I talk about tiny, tiny things, and then I skip things like
politics and sports and television, and then I go to giant
issues like space and time and why are we here.
Q: And
you find the giant issues in the smaller stuff, too.
A: None
of it is on purpose. It's a built-in perspective. It's like
a coffee machine. The coffee machine's going to make coffee;
you can't use it as a snow blower.
Q: You
enjoy life in the slow lane, don't you?
A: Yes,
I do. I think all these things that are supposedly making
life better - and they are in a sense - but they're also speeding
it up so fast that they're just causing more commotion.
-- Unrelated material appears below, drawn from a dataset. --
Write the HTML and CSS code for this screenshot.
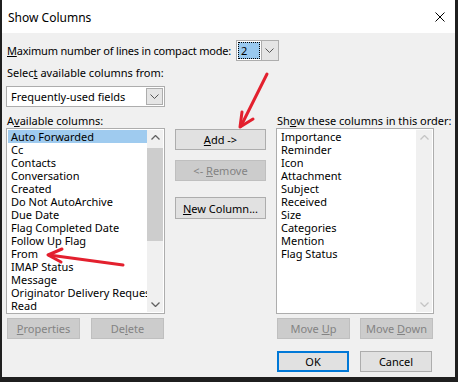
FILE: index.html
```html
<!DOCTYPE html>
<html lang="en">
<head>
  <meta charset="UTF-8">
  <title>Show Columns</title>
  <link rel="stylesheet" href="styles.css">
</head>
<body>
  <div class="dialog">
    <div class="titlebar">
      <span class="title">Show Columns</span>
      <svg class="close" width="10" height="10" viewBox="0 0 10 10">
        <path d="M0.5 0.5 L9.5 9.5 M9.5 0.5 L0.5 9.5" stroke="#000" stroke-width="1"/>
      </svg>
    </div>

    <div class="content">
      <div class="lines-row">
        <span class="tight"><u>M</u>aximum number of lines in compact mode:</span>
        <div class="small-combo">
          <span class="small-value">2</span>
          <span class="drop"><svg width="9" height="5" viewBox="0 0 9 5"><path d="M0.5 0.5 L4.5 4.5 L8.5 0.5" fill="none" stroke="#555"/></svg></span>
        </div>
      </div>

      <div class="label">Selec<u>t</u> available columns from:</div>
      <div class="combo">
        <span>Frequently-used fields</span>
        <span class="drop"><svg width="9" height="5" viewBox="0 0 9 5"><path d="M0.5 0.5 L4.5 4.5 L8.5 0.5" fill="none" stroke="#555"/></svg></span>
      </div>

      <div class="columns">
        <div class="label col-left">A<u>v</u>ailable columns:</div>
        <div class="label col-right">Sh<u>o</u>w these columns in this order:</div>

        <div class="listbox">
          <div class="items">
            <div class="item selected">Auto Forwarded</div>
            <div class="item">Cc</div>
            <div class="item">Contacts</div>
            <div class="item">Conversation</div>
            <div class="item">Created</div>
            <div class="item">Do Not AutoArchive</div>
            <div class="item">Due Date</div>
            <div class="item">Flag Completed Date</div>
            <div class="item">Follow Up Flag</div>
            <div class="item">From</div>
            <div class="item">IMAP Status</div>
            <div class="item">Message</div>
            <div class="item">Originator Delivery Requested</div>
            <div class="item">Read</div>
          </div>
          <div class="scrollbar">
            <svg class="arrow" width="9" height="5" viewBox="0 0 9 5"><path d="M0.5 4.5 L4.5 0.5 L8.5 4.5" fill="none" stroke="#606060" stroke-width="1.3"/></svg>
            <div class="track"><div class="thumb"></div></div>
            <svg class="arrow" width="9" height="5" viewBox="0 0 9 5"><path d="M0.5 0.5 L4.5 4.5 L8.5 0.5" fill="none" stroke="#606060" stroke-width="1.3"/></svg>
          </div>
        </div>

        <div class="middle">
          <button class="btn"><u>A</u>dd -&gt;</button>
          <button class="btn" disabled>&lt;- <u>R</u>emove</button>
          <button class="btn new-col"><u>N</u>ew Column...</button>
        </div>

        <div class="listbox">
          <div class="items">
            <div class="item">Importance</div>
            <div class="item">Reminder</div>
            <div class="item">Icon</div>
            <div class="item">Attachment</div>
            <div class="item">Subject</div>
            <div class="item">Received</div>
            <div class="item">Size</div>
            <div class="item">Categories</div>
            <div class="item">Mention</div>
            <div class="item">Flag Status</div>
          </div>
          <div class="scrollbar">
            <svg class="arrow" width="9" height="5" viewBox="0 0 9 5"><path d="M0.5 4.5 L4.5 0.5 L8.5 4.5" fill="none" stroke="#c4c4c4" stroke-width="1.3"/></svg>
            <div class="track"></div>
            <svg class="arrow" width="9" height="5" viewBox="0 0 9 5"><path d="M0.5 0.5 L4.5 4.5 L8.5 0.5" fill="none" stroke="#c4c4c4" stroke-width="1.3"/></svg>
          </div>
        </div>

        <div class="pair col-left">
          <button class="btn" disabled><u>P</u>roperties</button>
          <button class="btn" disabled>De<u>l</u>ete</button>
        </div>
        <div class="pair col-right">
          <button class="btn" disabled>Move <u>U</u>p</button>
          <button class="btn" disabled>Move <u>D</u>own</button>
        </div>

        <div class="pair col-right footer">
          <button class="btn default">OK</button>
          <button class="btn">Cancel</button>
        </div>
      </div>
    </div>
  </div>

  <!-- red annotation arrows -->
  <svg class="annotations" width="458" height="382" viewBox="0 0 458 382">
    <g fill="none" stroke="#e3202e" stroke-width="3" stroke-linecap="round" stroke-linejoin="round">
      <path d="M267 74 L241 126"/>
      <path d="M242 112 L240 127 L253 119"/>
      <path d="M123 265 L49 255"/>
      <path d="M62 249 L48 255 L61 262"/>
    </g>
  </svg>
</body>
</html>
```

FILE: styles.css
```css
body {
  margin: 0;
  padding: 0 3px 5px 2px;
  background: #1f1f1f;
  font-family: 'Noto Sans', 'Open Sans', sans-serif;
  font-size: 11px;
  color: #000;
  overflow: hidden;
  position: relative;
}
u {
  text-decoration: underline;
  text-underline-offset: 1px;
}
.dialog {
  height: 377px;
  background: #f0f0f0;
  display: flex;
  flex-direction: column;
}
.titlebar {
  height: 33px;
  background: #fff;
  display: flex;
  align-items: center;
  justify-content: space-between;
  padding: 1px 10px 0 6px;
  box-sizing: border-box;
  flex-shrink: 0;
}
.title {
  font-size: 12px;
}
.content {
  padding: 7px 0 0 4px;
}
.lines-row {
  display: flex;
  align-items: center;
  gap: 5px;
  height: 21px;
  padding-left: 1px;
}
.tight {
  letter-spacing: -0.2px;
}
.small-combo {
  display: flex;
  width: 41px;
  height: 19px;
  border: 1px solid #adadad;
  background: #fff;
}
.small-value {
  width: 22px;
  margin: 1px;
  background: #99c9ef;
  border: 1px dotted #000;
  line-height: 15px;
  padding-left: 2px;
  box-sizing: border-box;
}
.drop {
  display: flex;
  align-items: center;
  justify-content: center;
  width: 17px;
  background: #e5e5e5;
  border-left: 1px solid #adadad;
  margin-left: auto;
}
.label {
  height: 15px;
  line-height: 15px;
  padding-left: 1px;
  white-space: nowrap;
}
.lines-row + .label {
  margin-top: 4px;
}
.combo {
  display: flex;
  align-items: center;
  width: 153px;
  height: 19px;
  margin: 6px 0 6px;
  border: 1px solid #adadad;
  background: #fff;
  padding-left: 4px;
}
.combo .drop {
  height: 15px;
  margin-right: 1px;
  border: 1px solid #adadad;
  width: 15px;
}
.columns {
  display: grid;
  grid-template-columns: 159px 91px 158px;
  grid-template-rows: 15px 186px 25px 33px;
  column-gap: 10px;
}
.col-left {
  grid-column: 1;
}
.col-right {
  grid-column: 3;
}
.listbox {
  border: 1px solid #adadad;
  background: #fff;
  display: flex;
  padding: 1px;
  height: 182px;
}
.items {
  flex: 1;
  overflow: hidden;
  min-width: 0;
}
.item {
  height: 13px;
  line-height: 13px;
  padding-left: 3px;
  white-space: nowrap;
}
.item.selected {
  background: #9fcbef;
}
.scrollbar {
  width: 16px;
  display: flex;
  flex-direction: column;
  align-items: center;
  background: #f0f0f0;
}
.scrollbar .arrow {
  margin: 5px 0;
}
.track {
  flex: 1;
  width: 100%;
}
.thumb {
  height: 93px;
  margin-top: 3px;
  background: #cdcdcd;
}
.middle {
  display: flex;
  flex-direction: column;
  gap: 10px;
  padding-top: 1px;
}
.btn {
  font-family: inherit;
  font-size: 11px;
  height: 21px;
  background: #e1e1e1;
  border: 1px solid #adadad;
  color: #000;
  padding: 0;
  line-height: 17px;
}
.btn:disabled {
  background: #cccccc;
  border-color: #bfbfbf;
  color: #838383;
}
.middle .new-col {
  margin-top: 6px;
  height: 22px;
}
.pair {
  display: flex;
  justify-content: space-between;
  align-items: flex-end;
  padding: 0 1px;
}
.pair .btn {
  width: 73px;
}
.footer {
  align-items: flex-end;
  padding-right: 2px;
}
.footer .btn {
  width: 72px;
}
.footer .default {
  border: 2px solid #0078d7;
}
.annotations {
  position: absolute;
  top: 0;
  left: 0;
  pointer-events: none;
}
```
People
call me up and they leave a message, and they say this is
my home number, this is my work number, this is my fax number,
this is my cell number. All of the sudden I'm a guy who writes
phone numbers down. And if I'm in my car I don't want to be
talking on the phone. I want to be looking out the window.
Q: Has
a story ever been written about you that doesn't use the words
"deadpan" or "monotone"?
A: (Laughs)
No. But I don't even see it anymore, it's been done so many
times. The one that used to irritate me was when they would
say "the Wright Stuff." Like in the headline. The thing is,
whoever's writing it thinks they're thinking of it. They don't
know that I've read 10 years of that.